▶ _Description of the task_
Identify the lines that contain the word "React", then copy them.

begin

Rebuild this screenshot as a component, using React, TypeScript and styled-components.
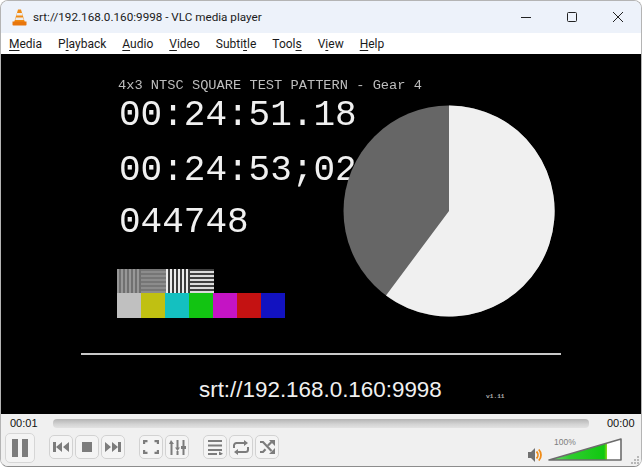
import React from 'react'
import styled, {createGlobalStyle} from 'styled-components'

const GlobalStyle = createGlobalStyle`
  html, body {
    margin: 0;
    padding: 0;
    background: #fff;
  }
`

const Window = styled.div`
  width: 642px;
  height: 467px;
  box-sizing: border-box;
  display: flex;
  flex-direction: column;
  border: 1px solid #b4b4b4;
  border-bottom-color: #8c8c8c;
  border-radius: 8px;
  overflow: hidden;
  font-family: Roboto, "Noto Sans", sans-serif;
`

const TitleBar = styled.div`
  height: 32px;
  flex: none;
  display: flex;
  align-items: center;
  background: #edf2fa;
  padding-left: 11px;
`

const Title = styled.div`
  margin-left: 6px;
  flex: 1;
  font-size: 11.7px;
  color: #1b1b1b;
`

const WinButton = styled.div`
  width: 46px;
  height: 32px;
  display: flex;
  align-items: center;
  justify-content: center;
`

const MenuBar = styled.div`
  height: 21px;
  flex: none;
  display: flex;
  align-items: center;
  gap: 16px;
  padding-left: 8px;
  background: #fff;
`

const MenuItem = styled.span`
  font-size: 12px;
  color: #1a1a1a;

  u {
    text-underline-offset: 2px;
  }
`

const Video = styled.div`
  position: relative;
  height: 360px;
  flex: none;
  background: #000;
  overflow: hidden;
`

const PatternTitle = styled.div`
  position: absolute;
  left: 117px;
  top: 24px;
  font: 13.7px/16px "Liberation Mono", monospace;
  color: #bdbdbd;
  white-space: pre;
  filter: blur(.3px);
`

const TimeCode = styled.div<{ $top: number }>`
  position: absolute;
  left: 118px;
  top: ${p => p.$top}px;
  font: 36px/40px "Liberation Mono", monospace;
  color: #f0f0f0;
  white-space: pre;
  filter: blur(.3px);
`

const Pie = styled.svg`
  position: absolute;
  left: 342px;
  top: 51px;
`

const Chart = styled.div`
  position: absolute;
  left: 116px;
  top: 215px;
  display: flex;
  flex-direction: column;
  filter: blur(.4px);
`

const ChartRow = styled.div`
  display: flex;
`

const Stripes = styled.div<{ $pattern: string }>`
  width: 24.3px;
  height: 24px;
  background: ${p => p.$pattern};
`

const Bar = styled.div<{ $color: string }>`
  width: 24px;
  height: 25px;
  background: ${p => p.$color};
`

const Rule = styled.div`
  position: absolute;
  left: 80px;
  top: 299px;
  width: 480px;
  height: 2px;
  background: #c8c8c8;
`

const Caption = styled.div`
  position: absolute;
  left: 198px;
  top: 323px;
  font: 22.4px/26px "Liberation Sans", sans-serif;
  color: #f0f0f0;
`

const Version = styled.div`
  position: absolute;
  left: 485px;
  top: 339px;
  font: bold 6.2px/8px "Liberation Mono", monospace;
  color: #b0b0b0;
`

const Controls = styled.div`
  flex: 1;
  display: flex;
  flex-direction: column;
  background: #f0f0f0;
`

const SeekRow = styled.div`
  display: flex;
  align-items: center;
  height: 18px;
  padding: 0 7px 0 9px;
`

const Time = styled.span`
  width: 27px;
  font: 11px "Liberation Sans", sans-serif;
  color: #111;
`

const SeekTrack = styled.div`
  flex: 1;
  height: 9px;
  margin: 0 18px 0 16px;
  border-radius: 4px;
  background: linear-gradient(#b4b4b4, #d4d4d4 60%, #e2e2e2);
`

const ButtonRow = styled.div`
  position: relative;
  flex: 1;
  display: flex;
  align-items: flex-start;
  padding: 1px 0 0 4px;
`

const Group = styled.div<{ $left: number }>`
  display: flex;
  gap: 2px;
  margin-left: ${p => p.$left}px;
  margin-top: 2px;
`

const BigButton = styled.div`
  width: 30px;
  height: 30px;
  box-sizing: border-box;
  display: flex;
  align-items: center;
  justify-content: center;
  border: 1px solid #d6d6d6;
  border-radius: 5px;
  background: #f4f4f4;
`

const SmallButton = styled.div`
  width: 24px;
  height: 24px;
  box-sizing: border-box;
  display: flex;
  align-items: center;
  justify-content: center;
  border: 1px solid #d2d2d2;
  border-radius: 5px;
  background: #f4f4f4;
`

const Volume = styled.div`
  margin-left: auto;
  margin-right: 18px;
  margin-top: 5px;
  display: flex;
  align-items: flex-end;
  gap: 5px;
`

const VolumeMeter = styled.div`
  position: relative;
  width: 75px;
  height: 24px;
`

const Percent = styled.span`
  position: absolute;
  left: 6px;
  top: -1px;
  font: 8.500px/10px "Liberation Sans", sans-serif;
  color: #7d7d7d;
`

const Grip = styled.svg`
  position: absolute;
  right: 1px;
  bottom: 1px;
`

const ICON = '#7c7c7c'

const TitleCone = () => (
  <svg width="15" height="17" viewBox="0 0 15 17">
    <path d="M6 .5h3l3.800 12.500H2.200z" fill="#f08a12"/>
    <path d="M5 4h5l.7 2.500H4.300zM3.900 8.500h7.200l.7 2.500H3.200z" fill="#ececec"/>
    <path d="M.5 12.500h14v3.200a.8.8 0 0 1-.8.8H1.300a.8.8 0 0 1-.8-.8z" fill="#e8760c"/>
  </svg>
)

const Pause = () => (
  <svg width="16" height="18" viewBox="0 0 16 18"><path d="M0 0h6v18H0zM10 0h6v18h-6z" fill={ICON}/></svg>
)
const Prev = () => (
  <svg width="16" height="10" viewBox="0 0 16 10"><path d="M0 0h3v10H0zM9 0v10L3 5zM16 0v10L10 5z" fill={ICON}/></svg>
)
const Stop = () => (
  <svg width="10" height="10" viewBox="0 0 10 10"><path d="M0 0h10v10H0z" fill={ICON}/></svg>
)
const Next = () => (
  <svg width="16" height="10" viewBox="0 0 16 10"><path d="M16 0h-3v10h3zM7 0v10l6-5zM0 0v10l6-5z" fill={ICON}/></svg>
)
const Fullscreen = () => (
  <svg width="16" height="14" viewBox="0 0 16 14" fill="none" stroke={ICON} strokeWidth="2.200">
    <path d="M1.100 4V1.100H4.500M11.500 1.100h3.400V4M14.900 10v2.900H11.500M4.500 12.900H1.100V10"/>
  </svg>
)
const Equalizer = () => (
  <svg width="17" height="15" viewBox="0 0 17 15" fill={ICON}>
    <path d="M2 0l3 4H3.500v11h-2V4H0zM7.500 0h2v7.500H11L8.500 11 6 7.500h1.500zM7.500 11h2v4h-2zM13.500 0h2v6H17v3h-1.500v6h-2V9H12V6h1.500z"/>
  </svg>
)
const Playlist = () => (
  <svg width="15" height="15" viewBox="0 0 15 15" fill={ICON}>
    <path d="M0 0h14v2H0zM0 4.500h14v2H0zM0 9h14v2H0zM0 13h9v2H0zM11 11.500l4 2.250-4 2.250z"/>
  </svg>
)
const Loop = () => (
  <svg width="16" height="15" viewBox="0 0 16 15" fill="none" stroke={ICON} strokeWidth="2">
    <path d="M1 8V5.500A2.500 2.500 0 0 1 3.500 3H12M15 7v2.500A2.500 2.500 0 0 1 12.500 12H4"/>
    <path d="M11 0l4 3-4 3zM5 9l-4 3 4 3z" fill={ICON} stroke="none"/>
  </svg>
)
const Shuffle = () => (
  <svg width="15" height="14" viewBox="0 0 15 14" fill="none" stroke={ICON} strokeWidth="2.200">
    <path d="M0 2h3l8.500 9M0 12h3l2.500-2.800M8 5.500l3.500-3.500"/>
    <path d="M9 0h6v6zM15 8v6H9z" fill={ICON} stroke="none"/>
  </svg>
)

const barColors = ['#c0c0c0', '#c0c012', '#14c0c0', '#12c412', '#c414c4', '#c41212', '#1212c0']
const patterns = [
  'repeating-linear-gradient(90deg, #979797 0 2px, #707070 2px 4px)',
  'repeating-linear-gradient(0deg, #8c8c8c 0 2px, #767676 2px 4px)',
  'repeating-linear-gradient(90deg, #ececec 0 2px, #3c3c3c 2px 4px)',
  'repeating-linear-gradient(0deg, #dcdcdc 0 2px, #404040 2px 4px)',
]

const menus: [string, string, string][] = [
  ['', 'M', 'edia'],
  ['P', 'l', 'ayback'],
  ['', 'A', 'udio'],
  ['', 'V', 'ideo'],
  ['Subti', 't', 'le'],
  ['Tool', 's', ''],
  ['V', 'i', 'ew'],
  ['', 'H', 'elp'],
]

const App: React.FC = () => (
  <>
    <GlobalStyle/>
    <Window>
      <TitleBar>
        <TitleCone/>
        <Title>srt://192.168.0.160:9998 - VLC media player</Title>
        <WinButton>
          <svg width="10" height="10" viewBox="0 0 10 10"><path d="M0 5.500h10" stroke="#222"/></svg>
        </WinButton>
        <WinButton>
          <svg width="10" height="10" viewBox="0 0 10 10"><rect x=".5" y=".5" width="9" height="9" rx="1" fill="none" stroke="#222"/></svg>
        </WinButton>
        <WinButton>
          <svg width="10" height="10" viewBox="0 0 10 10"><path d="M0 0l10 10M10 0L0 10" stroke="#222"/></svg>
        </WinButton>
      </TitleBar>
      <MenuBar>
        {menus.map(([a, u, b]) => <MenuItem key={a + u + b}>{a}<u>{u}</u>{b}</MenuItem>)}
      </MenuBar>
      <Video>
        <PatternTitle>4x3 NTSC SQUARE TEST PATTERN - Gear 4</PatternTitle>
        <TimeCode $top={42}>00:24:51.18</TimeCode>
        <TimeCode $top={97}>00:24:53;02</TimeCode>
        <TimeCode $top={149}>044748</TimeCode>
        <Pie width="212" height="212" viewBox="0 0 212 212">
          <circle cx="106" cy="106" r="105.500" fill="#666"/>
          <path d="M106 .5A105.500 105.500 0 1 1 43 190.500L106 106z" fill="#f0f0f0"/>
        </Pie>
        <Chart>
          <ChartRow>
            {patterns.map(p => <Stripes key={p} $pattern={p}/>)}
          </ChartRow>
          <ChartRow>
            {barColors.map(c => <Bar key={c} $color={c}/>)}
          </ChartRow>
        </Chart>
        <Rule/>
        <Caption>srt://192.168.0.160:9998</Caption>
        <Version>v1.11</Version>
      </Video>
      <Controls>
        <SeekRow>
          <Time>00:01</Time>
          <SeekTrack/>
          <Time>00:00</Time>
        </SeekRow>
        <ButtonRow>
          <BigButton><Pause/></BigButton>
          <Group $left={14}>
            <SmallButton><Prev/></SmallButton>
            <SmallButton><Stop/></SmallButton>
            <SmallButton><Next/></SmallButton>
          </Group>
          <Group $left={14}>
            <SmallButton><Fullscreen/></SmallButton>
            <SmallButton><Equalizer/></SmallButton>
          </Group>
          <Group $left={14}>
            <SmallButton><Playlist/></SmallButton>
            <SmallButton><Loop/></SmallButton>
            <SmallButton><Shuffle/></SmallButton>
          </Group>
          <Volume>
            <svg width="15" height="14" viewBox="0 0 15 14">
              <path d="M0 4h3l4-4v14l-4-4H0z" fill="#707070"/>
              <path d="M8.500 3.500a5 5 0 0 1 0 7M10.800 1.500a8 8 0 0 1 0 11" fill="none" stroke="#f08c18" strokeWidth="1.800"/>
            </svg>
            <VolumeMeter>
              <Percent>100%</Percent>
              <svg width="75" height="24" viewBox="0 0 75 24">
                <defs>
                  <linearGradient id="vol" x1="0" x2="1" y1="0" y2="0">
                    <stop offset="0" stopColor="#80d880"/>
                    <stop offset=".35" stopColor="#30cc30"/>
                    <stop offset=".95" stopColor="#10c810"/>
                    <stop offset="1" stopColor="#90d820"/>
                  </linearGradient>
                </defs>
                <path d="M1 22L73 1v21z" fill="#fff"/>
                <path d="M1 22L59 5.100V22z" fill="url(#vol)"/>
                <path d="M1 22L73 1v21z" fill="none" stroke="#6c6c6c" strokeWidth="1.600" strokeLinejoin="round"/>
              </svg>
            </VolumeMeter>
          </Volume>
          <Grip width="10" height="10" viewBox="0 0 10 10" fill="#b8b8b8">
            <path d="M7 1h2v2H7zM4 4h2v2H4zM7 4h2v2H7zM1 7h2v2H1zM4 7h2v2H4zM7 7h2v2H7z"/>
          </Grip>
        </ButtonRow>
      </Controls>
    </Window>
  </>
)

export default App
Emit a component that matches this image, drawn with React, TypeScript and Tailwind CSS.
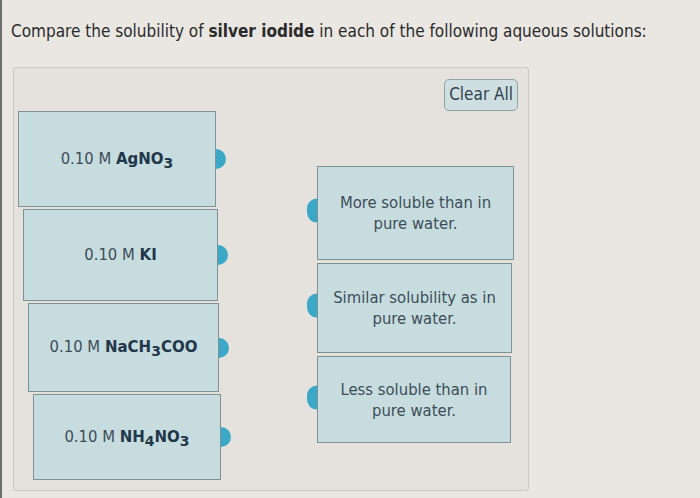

end

▶ _Solved exercise_
Rebuild this screenshot as a component, using React, TypeScript and styled-components.
import React from 'react'
const App: React.FC = () => (
Emit a component that matches this image, drawn with React, TypeScript and Tailwind CSS.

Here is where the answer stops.